Copy each line that has the string "React" somewhere in it.
#### DATASET RECORDS
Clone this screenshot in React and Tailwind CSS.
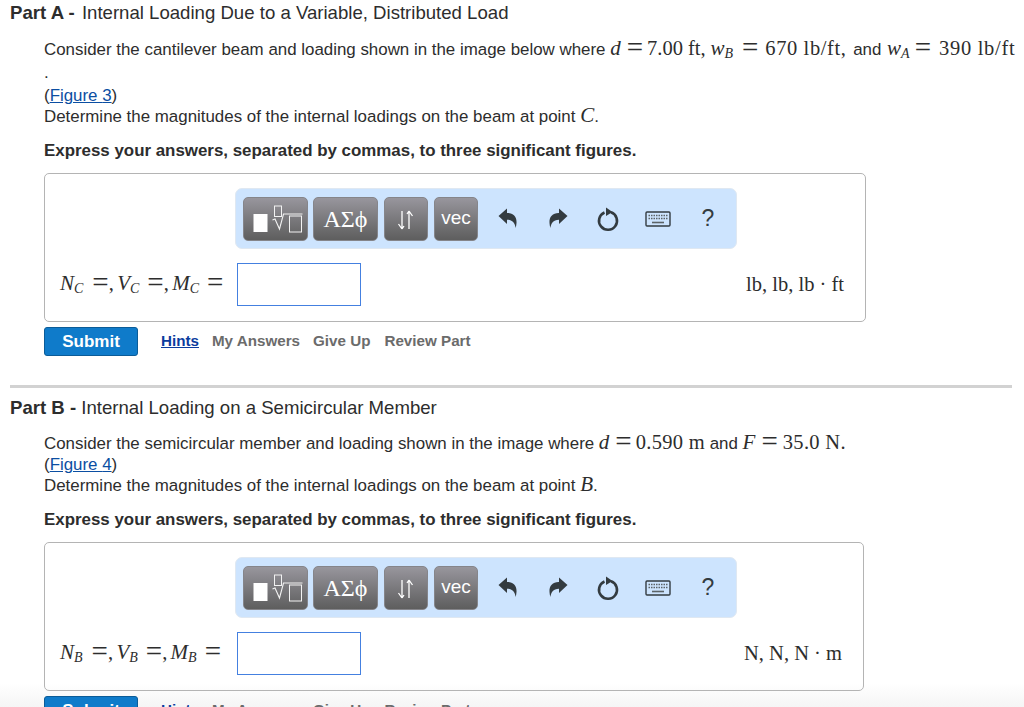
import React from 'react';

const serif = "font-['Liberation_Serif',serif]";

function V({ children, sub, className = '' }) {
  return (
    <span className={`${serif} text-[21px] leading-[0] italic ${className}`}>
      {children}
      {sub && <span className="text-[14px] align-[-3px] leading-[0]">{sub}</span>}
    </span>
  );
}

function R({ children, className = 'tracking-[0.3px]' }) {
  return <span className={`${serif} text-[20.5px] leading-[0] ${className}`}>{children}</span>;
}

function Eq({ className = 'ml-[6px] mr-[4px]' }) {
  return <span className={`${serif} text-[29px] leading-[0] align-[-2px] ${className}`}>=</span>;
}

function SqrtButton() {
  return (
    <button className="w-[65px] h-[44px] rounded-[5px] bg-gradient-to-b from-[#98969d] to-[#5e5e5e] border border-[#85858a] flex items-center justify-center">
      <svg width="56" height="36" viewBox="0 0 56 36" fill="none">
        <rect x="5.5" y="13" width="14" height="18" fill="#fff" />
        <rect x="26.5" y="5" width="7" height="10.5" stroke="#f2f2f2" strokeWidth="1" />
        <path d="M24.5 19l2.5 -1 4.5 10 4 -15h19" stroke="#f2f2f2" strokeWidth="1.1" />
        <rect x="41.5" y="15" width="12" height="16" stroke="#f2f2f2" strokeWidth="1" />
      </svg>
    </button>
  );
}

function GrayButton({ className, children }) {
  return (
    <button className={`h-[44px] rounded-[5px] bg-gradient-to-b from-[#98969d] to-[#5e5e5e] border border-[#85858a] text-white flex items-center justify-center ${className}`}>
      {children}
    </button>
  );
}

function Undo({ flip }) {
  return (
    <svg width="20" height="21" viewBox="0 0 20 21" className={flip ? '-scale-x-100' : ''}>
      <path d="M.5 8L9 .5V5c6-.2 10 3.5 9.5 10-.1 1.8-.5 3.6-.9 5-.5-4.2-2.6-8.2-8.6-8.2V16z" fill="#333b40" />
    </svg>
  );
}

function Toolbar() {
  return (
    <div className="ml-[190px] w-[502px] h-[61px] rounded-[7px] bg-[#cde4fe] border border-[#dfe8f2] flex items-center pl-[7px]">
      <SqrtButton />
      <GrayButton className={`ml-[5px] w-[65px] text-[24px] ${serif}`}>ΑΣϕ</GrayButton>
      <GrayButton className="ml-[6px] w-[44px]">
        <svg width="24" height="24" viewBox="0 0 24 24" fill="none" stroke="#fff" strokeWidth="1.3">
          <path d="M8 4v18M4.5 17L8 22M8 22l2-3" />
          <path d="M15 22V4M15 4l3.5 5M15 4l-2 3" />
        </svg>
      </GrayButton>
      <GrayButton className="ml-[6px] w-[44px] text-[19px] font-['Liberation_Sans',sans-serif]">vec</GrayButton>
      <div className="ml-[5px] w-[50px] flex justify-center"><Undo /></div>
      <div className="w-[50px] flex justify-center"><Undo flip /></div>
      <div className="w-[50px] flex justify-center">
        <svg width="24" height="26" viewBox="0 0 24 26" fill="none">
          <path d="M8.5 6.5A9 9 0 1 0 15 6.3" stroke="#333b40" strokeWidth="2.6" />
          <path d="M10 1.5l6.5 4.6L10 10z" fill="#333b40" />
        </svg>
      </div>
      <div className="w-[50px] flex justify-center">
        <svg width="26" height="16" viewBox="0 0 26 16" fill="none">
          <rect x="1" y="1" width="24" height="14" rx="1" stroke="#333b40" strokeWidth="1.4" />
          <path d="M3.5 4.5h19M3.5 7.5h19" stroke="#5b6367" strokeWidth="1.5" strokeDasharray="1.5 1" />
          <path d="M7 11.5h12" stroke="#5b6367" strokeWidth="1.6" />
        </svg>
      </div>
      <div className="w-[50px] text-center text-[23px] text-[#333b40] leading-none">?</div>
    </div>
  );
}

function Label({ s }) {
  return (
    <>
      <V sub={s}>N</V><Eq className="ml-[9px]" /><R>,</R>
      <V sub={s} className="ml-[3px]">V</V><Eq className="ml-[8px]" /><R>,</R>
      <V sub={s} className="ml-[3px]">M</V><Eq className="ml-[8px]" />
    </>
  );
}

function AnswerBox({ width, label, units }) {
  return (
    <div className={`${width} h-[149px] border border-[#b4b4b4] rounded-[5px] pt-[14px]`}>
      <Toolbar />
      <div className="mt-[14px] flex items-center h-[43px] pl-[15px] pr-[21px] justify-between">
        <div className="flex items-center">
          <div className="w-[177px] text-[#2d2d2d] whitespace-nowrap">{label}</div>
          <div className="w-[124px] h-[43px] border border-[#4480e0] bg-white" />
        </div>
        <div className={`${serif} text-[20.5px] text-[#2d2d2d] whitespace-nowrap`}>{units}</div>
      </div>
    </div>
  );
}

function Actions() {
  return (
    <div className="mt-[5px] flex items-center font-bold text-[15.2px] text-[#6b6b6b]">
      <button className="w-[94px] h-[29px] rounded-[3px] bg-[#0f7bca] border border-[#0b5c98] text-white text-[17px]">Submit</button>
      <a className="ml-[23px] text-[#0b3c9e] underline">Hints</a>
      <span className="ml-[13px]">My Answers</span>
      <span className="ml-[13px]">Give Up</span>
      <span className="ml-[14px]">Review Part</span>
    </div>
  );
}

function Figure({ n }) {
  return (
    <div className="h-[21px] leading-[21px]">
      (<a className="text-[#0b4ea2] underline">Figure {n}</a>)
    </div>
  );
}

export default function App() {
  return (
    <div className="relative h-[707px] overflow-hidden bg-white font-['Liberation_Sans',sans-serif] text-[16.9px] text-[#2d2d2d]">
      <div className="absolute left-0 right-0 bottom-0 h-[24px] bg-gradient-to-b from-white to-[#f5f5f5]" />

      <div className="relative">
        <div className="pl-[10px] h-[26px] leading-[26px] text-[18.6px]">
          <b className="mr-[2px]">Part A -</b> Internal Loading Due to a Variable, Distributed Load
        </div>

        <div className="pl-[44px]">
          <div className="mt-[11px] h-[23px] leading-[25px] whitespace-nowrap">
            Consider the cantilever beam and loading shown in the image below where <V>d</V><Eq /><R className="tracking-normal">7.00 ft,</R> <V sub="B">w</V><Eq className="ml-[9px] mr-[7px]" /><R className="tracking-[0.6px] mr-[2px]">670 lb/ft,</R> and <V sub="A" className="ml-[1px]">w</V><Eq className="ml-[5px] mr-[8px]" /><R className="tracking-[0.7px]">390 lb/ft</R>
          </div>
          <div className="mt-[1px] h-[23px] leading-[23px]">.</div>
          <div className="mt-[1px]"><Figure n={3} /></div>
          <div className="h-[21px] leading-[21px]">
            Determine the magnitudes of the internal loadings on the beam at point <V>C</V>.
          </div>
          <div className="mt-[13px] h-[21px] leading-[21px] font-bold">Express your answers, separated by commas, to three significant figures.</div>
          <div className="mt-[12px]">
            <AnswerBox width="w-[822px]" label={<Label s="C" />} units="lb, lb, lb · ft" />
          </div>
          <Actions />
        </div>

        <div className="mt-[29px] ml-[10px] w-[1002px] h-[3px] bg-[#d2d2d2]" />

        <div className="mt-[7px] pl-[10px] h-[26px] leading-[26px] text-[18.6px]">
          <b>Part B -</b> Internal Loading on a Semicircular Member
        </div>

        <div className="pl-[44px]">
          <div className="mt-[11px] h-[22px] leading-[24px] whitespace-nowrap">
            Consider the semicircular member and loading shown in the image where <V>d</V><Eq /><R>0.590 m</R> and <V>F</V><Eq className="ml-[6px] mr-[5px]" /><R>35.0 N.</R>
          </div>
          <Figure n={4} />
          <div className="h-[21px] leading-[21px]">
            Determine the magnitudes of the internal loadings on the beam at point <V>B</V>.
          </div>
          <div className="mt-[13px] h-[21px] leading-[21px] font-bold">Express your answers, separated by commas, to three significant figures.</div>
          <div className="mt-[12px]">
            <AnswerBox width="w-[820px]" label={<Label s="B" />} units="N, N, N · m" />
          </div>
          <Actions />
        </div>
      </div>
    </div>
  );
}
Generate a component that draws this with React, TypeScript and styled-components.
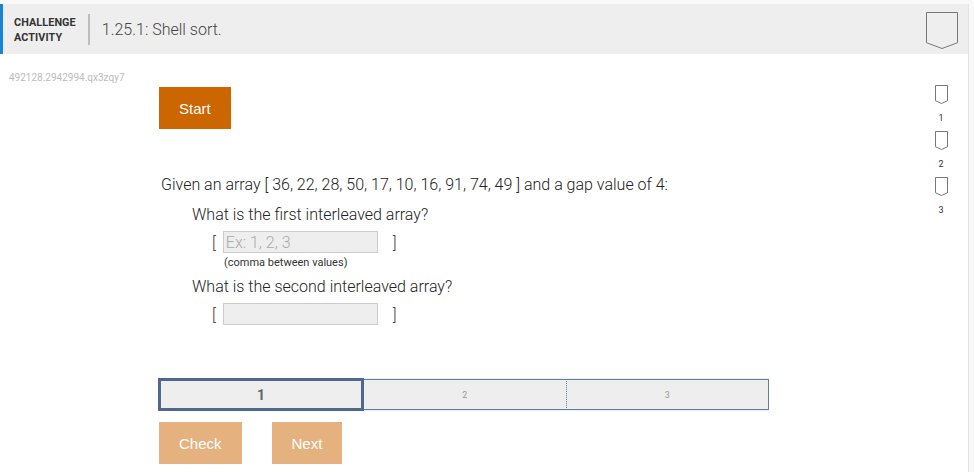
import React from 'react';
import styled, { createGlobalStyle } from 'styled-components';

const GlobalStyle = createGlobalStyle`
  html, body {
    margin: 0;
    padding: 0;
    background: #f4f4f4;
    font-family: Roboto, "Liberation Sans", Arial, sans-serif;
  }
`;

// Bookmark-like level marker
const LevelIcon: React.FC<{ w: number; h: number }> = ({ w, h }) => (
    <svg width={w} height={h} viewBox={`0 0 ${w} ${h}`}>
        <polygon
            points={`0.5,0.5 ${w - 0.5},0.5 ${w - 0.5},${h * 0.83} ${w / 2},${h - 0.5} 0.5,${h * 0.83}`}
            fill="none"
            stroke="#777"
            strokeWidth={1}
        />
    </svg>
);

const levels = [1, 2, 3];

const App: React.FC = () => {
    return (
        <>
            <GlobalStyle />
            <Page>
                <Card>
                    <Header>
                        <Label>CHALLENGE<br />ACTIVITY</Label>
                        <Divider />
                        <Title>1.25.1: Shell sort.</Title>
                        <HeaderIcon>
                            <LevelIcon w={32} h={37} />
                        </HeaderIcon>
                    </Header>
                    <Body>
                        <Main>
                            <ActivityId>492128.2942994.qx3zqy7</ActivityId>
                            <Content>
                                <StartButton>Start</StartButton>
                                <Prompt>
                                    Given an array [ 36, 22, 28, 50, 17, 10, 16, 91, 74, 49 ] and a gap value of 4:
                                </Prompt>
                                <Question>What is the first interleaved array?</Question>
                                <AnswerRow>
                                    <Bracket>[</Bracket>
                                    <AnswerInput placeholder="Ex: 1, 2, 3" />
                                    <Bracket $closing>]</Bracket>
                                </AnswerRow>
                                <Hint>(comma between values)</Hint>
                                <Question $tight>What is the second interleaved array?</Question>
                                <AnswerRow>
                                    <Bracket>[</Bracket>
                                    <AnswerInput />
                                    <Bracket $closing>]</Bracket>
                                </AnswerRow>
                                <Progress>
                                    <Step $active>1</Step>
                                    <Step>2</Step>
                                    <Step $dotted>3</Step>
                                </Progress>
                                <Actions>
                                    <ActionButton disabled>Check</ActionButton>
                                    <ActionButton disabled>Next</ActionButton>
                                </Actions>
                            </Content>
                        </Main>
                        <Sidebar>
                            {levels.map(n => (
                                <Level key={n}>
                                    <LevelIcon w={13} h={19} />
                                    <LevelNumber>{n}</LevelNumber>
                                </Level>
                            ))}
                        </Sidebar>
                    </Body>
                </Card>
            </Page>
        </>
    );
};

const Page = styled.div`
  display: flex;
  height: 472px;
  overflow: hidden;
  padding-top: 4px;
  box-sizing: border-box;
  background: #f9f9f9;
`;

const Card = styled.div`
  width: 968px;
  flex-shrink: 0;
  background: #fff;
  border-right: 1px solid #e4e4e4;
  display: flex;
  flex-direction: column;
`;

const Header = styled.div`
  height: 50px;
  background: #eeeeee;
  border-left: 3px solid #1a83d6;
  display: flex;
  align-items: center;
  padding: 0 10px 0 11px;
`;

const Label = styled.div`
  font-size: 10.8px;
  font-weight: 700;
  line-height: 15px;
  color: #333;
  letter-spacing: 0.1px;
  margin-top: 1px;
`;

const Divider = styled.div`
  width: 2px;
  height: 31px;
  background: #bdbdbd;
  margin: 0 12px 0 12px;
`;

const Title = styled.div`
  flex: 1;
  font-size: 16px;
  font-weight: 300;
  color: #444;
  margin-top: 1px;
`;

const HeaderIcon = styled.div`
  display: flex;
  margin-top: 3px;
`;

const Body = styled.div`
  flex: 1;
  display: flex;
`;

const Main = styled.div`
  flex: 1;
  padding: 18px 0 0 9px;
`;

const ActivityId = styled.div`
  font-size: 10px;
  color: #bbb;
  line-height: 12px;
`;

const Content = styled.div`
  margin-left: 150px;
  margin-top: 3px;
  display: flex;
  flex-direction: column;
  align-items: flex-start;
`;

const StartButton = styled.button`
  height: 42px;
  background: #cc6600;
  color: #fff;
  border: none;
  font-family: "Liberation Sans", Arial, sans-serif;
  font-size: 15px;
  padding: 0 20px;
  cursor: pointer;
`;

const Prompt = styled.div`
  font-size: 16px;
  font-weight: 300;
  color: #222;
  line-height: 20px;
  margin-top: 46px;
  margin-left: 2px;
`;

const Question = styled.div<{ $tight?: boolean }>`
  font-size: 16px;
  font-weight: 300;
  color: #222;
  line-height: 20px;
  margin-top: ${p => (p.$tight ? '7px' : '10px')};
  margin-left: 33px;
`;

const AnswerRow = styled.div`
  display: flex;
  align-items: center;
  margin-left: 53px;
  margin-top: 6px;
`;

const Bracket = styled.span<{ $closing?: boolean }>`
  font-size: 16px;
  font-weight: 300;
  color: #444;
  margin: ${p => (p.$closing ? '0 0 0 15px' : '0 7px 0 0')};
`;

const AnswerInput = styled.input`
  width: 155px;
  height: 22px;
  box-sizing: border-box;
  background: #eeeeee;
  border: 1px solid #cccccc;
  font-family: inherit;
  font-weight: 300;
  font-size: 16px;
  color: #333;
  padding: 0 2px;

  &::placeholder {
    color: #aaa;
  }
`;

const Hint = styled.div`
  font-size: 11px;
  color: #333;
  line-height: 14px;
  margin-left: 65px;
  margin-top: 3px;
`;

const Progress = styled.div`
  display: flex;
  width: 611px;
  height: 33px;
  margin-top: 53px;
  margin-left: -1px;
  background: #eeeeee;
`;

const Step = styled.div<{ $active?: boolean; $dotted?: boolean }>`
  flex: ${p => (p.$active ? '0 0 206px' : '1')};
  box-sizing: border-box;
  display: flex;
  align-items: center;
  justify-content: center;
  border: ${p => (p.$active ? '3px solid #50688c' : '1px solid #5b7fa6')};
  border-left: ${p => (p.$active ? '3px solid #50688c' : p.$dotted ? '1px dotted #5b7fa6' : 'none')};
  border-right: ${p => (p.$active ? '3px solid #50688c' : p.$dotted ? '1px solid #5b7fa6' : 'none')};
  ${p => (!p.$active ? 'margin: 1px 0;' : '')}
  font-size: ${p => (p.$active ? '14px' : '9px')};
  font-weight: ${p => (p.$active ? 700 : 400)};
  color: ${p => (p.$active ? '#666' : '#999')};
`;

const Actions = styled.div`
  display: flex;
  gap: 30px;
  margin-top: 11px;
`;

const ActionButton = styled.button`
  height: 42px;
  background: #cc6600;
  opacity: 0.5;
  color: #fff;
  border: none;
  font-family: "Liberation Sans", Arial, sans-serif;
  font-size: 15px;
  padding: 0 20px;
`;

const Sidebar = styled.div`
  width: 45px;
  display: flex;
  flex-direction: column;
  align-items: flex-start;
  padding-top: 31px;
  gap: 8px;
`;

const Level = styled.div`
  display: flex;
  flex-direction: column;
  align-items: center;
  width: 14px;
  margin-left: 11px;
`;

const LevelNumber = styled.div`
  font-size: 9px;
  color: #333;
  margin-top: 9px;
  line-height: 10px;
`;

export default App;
########
§ RESULT OF THIS TASK
Clone this screenshot in React and Tailwind CSS.
import React from 'react';
Generate a component that draws this with React, TypeScript and styled-components.
import React from 'react';
const LevelIcon: React.FC<{ w: number; h: number }> = ({ w, h }) => (
const App: React.FC = () => {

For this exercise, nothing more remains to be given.